Proportion of variance resolved

Given a choice for \(\omega_\mathcal{R}\), we now must determine an appropriate value for \(\omega_\mathcal{M}\) to complete our belief specification. We briefly discuss two possible methods, the first arising from considerations of the effectiveness of the update. Let us write \(\omega_\mathcal{M}=c \omega_Y^2\) for some \(c > 0\), then the problem reduces to selection of a value of \(c\). We can try to assess \(c\) by considering the proportion of uncertainty remaining in the population variance after the update, which is given by

\[\frac{\text{Var}_{s^2}[\mathcal{M}(V)]} {\text{Var}[\mathcal{M}(V)]}=\frac{1}{1+\frac{n-1}{\phi}\frac{c}{c+1}}\]

which decreases monotonically as a function of \(c\), and where we define \(\phi\) as

\[\phi=\frac{1}{n}\{(n-1)\text{Var}[Z_i^2]+2\}\]
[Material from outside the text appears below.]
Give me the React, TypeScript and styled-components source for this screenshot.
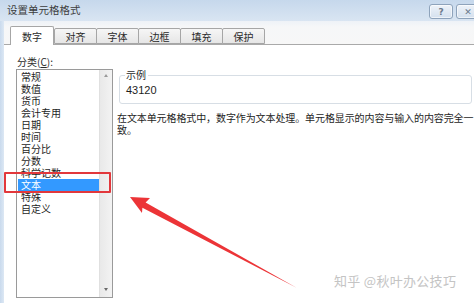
import React from "react";
import styled, { createGlobalStyle } from "styled-components";

const Global = createGlobalStyle`
  html, body { margin: 0; padding: 0; background: #ffffff; }
  body { width: 474px; height: 303px; overflow: hidden; font-family: "Noto Sans CJK SC", "Noto Sans", sans-serif; }
`;

const Window = styled.div`
  position: relative;
  width: 474px;
  height: 303px;
  display: flex;
  flex-direction: column;
  background: #ffffff;
  overflow: hidden;
`;

const TitleBar = styled.div`
  height: 21px;
  flex: none;
  display: flex;
  align-items: center;
  justify-content: space-between;
  padding-left: 7px;
  background: linear-gradient(#c6d8ec, #d9e5f2);
`;

const Title = styled.div`
  font-size: 10.5px;
  color: #3d3d3d;
  line-height: 12px;
  margin-top: -1px;
`;

const Controls = styled.div`
  display: flex;
  gap: 3px;
  align-self: flex-start;
  margin-top: 4px;
  margin-right: -6px;
`;

const CtrlButton = styled.div<{ $w: number }>`
  width: ${(p) => p.$w}px;
  height: 13px;
  border: 1px solid #8ea3bb;
  border-radius: 3px;
  background: linear-gradient(#eef3f9, #d4e0ee);
  display: flex;
  align-items: center;
  justify-content: center;
  font-family: "DejaVu Sans", sans-serif;
  font-size: 9px;
  font-weight: bold;
  color: #6b7a8c;
  box-shadow: inset 0 0 0 1px rgba(255,255,255,0.6);
`;

const Body = styled.div`
  flex: 1;
  display: flex;
  min-height: 0;
`;

const FrameEdge = styled.div`
  width: 4px;
  flex: none;
  background: linear-gradient(90deg, #c9daed, #dde8f4);
`;

const Main = styled.div`
  flex: 1;
  display: flex;
  flex-direction: column;
  min-width: 0;
`;

const TabStrip = styled.div`
  height: 24px;
  flex: none;
  display: flex;
  align-items: flex-end;
  padding-left: 6px;
  background: linear-gradient(#eef2f7, #f6f7f8 6px, #f7f7f7);
  border-bottom: 1px solid #a9a9a9;
  box-sizing: border-box;
`;

const Tab = styled.div<{ $active?: boolean }>`
  width: ${(p) => (p.$active ? 44 : 43)}px;
  height: ${(p) => (p.$active ? 19 : 16)}px;
  margin-left: ${(p) => (p.$active ? 0 : -1)}px;
  margin-bottom: ${(p) => (p.$active ? -1 : 0)}px;
  box-sizing: border-box;
  border: 1px solid #a6a6a6;
  border-bottom: ${(p) => (p.$active ? "none" : "1px solid #a6a6a6")};
  border-radius: 2px 2px 0 0;
  background: ${(p) => (p.$active ? "#ffffff" : "linear-gradient(#f6f6f6, #e6e6e6)")};
  display: flex;
  align-items: center;
  justify-content: center;
  font-size: 10px;
  color: #2a2a2a;
  position: relative;
  z-index: ${(p) => (p.$active ? 1 : 0)};
  &:nth-child(2) { margin-left: 0; }
`;

const Panel = styled.div`
  flex: 1;
  display: flex;
  padding-left: 12px;
  min-height: 0;
`;

const LeftCol = styled.div`
  width: 97px;
  flex: none;
  display: flex;
  flex-direction: column;
  padding-top: 11px;
`;

const Label = styled.div`
  font-size: 10px;
  line-height: 12px;
  height: 12px;
  color: #2a2a2a;
  padding-left: 1px;
  u { text-decoration: underline; }
`;

const ListBox = styled.div`
  margin-top: 1px;
  height: 229px;
  box-sizing: border-box;
  border: 1px solid #9a9a9a;
  display: flex;
  background: #fff;
`;

const Items = styled.div`
  flex: 1;
  padding-top: 1px;
  padding-left: 1px;
`;

const Item = styled.div<{ $sel?: boolean }>`
  height: 12px;
  line-height: 12px;
  font-size: 10px;
  padding-left: 3px;
  color: ${(p) => (p.$sel ? "#ffffff" : "#1e1e1e")};
  background: ${(p) => (p.$sel ? "#3399ff" : "transparent")};
`;

const ScrollBar = styled.div`
  width: 13px;
  flex: none;
  background: linear-gradient(90deg, #e9e9e9, #f3f3f3);
  border-left: 1px solid #e0e0e0;
  display: flex;
  flex-direction: column;
  justify-content: space-between;
  align-items: center;
  padding: 4px 0 6px;
  box-sizing: border-box;
`;

const Arrow = styled.div<{ $down?: boolean }>`
  width: 0;
  height: 0;
  border-left: 2.5px solid transparent;
  border-right: 2.5px solid transparent;
  ${(p) => (p.$down ? "border-top: 3px solid #6a6a6a;" : "border-bottom: 3px solid #9a9a9a;")}
`;

const RightCol = styled.div`
  flex: 1;
  display: flex;
  flex-direction: column;
  padding-top: 24px;
  padding-left: 6px;
  padding-right: 2px;
  min-width: 0;
`;

const Group = styled.fieldset`
  margin: 0;
  padding: 2px 0 3px 6px;
  border: 1px solid #d7dee5;
  border-radius: 3px;
  height: 35px;
  box-sizing: border-box;
`;

const Legend = styled.legend`
  font-size: 10px;
  line-height: 12px;
  color: #2a2a2a;
  padding: 0 2px 0 1px;
  margin-left: -1px;
`;

const Sample = styled.div`
  font-family: "Liberation Sans", Arial, sans-serif;
  font-size: 11px;
  line-height: 13px;
  color: #1e1e1e;
  margin-top: 1px;
`;

const Desc = styled.p`
  margin: 8px 0 0 -2px;
  font-size: 10px;
  line-height: 11.5px;
  color: #1e1e1e;
  white-space: nowrap;
  letter-spacing: -0.1px;
`;

const Highlight = styled.div`
  position: absolute;
  left: 4px;
  top: 172px;
  width: 107px;
  height: 21px;
  box-sizing: border-box;
  border: 2px solid #e2383c;
  border-radius: 1px;
  pointer-events: none;
`;

const Pointer = styled.svg`
  position: absolute;
  left: 0;
  top: 0;
  pointer-events: none;
`;

const Watermark = styled.div`
  position: absolute;
  left: 334px;
  top: 273px;
  font-size: 13px;
  line-height: 16px;
  color: #c4c4c4;
  letter-spacing: 0.3px;
  text-shadow: 0 0 1px rgba(255,255,255,0.9);
  white-space: nowrap;
`;

const categories = ["常规", "数值", "货币", "会计专用", "日期", "时间", "百分比", "分数", "科学记数", "文本", "特殊", "自定义"];
const tabs = ["数字", "对齐", "字体", "边框", "填充", "保护"];

export default function App() {
  return (
    <>
      <Global />
      <Window>
        <TitleBar>
          <Title>设置单元格格式</Title>
          <Controls>
            <CtrlButton $w={22}>?</CtrlButton>
            <CtrlButton $w={22}>✕</CtrlButton>
          </Controls>
        </TitleBar>
        <Body>
          <FrameEdge />
          <Main>
            <TabStrip>
              {tabs.map((t, i) => (
                <Tab key={t} $active={i === 0}>{t}</Tab>
              ))}
            </TabStrip>
            <Panel>
              <LeftCol>
                <Label>分类(<u>C</u>):</Label>
                <ListBox>
                  <Items>
                    {categories.map((c) => (
                      <Item key={c} $sel={c === "文本"}>{c}</Item>
                    ))}
                  </Items>
                  <ScrollBar>
                    <Arrow />
                    <Arrow $down />
                  </ScrollBar>
                </ListBox>
              </LeftCol>
              <RightCol>
                <Group>
                  <Legend>示例</Legend>
                  <Sample>43120</Sample>
                </Group>
                <Desc>
                  在文本单元格格式中，数字作为文本处理。单元格显示的内容与输入的内容完全一
                  <br />
                  致。
                </Desc>
              </RightCol>
            </Panel>
          </Main>
        </Body>
        <Highlight />
        <Pointer width="474" height="303" viewBox="0 0 474 303">
          <polygon
            points="130,197 150,198 145.6,202.6 297,288 142.4,207.8 142,213"
            fill="#ec3437"
          />
        </Pointer>
        <Watermark>知乎 @秋叶办公技巧</Watermark>
      </Window>
    </>
  );
}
which is fixed given \(n\) and \(\kappa\). We can then explore our attitudes to the implications of differing sample sizes; for example, small values of \(c\) would suggest that any sample information will rapidly reduce our remaining variance as a proportion of the prior.

Equivalent sample size

An alternative approach for specifying \(\omega_\mathcal{M}\) is to make a direct judgement on the worth of the prior information via the notion of equivalent sample size. We can express the adjusted expectation of the population variance as

\[\text{E}_{s^2}[\mathcal{M}(V)]=\alpha s^2 + (1-\alpha) \text{E}[\mathcal{M}(V)],\]

with

\[\alpha=\frac{\omega_\mathcal{M}}{\omega_\mathcal{M}+\omega_T}.\]

Suppose that we consider that the prior information we have about the population variance is worth a notional sample size of \(m\), and that we collect observations of a sample of size \(n\). In which case, it would be reasonable to adjust our beliefs with a weighting given by

\[\alpha=\frac{n}{n+m}.\]

By examining our beliefs about the relative merits of the prior and sample information we can make an assessment for an appropriate value of \(\omega_\mathcal{M}\). In fact, this method of specification is equivalent to the alternative method discussed above.

References

  • Goldstein, M. and Wooff, D. A. (2007), Bayes Linear Statistics: Theory and Methods, Wiley.